Pull out every line of the listing below where "produces" appears.

# # # # # # #

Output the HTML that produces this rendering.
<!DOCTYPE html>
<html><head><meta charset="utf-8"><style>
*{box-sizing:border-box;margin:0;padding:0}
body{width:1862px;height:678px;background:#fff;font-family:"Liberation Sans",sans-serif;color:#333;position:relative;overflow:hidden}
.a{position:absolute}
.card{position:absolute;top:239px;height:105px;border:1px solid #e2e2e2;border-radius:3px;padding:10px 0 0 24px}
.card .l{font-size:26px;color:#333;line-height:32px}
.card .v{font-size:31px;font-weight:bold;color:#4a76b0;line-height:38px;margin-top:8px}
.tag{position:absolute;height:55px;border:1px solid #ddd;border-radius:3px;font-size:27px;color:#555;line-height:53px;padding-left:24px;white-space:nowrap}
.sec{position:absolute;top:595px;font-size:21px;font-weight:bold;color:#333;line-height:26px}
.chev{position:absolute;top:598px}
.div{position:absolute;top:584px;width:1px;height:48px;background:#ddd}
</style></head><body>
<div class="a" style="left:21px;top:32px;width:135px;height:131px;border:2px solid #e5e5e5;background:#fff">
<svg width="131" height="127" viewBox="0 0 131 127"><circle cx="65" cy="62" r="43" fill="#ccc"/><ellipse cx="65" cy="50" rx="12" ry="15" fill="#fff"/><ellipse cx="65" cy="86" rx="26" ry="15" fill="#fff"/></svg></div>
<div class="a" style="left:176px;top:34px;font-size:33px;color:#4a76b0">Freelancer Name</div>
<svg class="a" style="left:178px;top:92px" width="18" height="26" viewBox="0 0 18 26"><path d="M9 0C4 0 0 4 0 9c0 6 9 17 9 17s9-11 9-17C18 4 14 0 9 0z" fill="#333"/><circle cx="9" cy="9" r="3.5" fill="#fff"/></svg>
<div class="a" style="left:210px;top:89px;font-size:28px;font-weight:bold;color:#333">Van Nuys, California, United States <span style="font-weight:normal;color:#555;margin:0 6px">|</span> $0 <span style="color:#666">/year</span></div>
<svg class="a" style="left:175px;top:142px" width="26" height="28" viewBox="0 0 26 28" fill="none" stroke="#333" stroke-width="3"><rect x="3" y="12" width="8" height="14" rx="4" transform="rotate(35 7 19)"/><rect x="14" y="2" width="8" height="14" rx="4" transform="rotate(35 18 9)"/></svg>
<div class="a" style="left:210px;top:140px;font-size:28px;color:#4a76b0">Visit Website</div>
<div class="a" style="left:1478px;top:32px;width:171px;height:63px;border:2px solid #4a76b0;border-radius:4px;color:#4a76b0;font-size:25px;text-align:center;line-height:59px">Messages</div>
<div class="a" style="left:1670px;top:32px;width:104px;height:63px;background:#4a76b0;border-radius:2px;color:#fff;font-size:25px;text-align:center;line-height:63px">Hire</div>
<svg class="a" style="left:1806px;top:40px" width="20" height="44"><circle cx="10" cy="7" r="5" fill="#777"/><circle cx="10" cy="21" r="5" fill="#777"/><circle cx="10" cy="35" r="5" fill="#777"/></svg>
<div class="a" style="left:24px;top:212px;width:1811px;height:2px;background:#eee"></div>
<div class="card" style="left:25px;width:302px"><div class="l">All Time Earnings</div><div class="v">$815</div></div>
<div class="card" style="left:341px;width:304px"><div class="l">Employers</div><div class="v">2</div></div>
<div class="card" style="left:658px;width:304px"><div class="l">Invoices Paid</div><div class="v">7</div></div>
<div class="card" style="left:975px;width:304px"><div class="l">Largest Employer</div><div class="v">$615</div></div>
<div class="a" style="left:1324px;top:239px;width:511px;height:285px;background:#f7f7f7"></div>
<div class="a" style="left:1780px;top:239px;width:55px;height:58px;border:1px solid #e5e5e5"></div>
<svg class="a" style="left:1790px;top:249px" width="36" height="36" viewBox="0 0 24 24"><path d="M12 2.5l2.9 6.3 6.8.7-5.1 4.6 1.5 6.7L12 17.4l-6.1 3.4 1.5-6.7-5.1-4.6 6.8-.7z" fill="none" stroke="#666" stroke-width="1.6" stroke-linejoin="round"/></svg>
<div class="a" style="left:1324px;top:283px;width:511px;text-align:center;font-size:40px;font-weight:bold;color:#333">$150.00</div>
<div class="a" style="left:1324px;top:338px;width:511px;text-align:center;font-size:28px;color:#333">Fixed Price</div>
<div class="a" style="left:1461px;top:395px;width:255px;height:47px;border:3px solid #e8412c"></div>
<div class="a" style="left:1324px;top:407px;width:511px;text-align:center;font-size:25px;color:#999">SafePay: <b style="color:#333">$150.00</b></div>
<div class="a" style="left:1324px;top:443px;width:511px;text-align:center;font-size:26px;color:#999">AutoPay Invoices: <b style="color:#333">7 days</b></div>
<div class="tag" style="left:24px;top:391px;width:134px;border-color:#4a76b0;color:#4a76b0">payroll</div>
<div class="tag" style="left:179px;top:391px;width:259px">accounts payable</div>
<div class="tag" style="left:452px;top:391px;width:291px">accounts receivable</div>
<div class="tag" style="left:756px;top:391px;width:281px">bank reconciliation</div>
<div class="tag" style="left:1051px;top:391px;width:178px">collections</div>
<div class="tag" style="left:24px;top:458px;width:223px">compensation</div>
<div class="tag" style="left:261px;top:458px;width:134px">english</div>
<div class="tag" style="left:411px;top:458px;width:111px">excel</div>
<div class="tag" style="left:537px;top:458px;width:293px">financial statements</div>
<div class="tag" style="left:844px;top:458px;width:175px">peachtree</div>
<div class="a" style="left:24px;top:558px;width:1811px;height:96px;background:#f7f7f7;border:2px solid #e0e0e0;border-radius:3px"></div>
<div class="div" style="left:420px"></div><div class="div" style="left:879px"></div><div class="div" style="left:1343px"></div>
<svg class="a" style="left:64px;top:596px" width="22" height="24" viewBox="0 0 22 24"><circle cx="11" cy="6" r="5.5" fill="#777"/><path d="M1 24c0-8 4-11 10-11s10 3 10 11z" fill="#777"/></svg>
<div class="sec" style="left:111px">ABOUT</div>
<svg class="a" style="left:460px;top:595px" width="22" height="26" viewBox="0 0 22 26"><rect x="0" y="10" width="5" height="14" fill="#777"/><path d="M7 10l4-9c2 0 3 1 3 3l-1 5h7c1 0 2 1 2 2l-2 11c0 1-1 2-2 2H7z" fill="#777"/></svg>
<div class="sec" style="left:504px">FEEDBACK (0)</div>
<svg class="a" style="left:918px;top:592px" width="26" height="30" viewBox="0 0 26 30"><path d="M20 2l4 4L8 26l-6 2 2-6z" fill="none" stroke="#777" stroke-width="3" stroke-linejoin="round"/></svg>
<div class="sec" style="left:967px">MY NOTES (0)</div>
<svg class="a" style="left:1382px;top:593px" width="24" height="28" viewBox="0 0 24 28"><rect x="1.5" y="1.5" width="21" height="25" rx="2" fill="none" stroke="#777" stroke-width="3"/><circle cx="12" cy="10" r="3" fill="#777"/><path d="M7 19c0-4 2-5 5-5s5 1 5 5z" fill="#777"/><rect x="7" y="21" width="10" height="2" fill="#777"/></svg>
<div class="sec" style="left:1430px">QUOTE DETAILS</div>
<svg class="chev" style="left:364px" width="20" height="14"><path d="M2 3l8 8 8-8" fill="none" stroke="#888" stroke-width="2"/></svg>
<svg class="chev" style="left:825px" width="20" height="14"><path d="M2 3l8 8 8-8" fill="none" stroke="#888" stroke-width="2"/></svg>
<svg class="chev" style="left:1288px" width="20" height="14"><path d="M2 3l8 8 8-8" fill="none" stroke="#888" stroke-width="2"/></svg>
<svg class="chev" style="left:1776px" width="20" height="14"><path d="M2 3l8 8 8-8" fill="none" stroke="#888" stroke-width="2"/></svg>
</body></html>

# # # # # # #

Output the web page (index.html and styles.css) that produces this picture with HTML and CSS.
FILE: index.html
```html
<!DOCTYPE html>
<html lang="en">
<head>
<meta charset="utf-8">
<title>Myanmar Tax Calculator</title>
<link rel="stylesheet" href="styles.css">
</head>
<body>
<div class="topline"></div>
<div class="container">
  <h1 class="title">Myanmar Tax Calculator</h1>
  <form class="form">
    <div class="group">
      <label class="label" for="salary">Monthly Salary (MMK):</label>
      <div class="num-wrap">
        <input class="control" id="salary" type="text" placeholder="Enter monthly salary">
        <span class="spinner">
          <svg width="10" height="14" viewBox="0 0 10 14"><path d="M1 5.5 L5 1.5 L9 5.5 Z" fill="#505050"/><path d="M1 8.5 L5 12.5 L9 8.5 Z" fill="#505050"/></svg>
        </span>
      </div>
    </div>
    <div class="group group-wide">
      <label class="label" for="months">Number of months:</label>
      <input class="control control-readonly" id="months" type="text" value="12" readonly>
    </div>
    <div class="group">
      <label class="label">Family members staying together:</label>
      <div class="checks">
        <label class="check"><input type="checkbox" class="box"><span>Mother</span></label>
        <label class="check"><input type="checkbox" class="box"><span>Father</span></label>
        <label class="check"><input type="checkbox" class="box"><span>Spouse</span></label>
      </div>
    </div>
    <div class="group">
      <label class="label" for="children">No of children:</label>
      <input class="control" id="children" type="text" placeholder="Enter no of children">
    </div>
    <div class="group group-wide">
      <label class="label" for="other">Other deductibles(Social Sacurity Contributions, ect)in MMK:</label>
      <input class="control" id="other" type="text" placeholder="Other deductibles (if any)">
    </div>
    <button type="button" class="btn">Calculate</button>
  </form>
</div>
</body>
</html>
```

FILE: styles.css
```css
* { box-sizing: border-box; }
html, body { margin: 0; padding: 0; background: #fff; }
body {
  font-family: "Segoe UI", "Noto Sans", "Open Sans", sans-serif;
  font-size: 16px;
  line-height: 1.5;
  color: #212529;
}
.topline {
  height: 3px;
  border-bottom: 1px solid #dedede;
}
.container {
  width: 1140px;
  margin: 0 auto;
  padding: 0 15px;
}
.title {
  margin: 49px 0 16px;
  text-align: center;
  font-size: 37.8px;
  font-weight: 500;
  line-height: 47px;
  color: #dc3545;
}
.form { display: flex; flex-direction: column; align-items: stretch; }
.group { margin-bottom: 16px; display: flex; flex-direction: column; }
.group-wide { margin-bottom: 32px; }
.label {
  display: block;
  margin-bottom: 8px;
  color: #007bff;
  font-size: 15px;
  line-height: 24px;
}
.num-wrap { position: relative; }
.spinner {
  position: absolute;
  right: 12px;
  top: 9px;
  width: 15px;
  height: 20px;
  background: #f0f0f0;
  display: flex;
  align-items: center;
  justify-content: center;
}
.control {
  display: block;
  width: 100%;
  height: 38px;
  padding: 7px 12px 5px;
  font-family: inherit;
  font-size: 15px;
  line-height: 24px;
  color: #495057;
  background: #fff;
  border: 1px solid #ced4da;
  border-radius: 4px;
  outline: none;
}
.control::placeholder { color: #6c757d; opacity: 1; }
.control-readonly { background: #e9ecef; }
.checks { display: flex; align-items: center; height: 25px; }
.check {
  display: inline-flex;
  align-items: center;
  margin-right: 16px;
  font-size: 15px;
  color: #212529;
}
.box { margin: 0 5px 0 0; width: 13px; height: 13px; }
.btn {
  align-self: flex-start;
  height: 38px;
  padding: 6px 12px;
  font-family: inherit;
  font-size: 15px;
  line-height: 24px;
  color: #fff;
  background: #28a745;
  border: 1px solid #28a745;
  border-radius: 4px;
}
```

# # # # # # #

» WRITTEN SOLUTION:
Output the HTML that produces this rendering.
Output the web page (index.html and styles.css) that produces this picture with HTML and CSS.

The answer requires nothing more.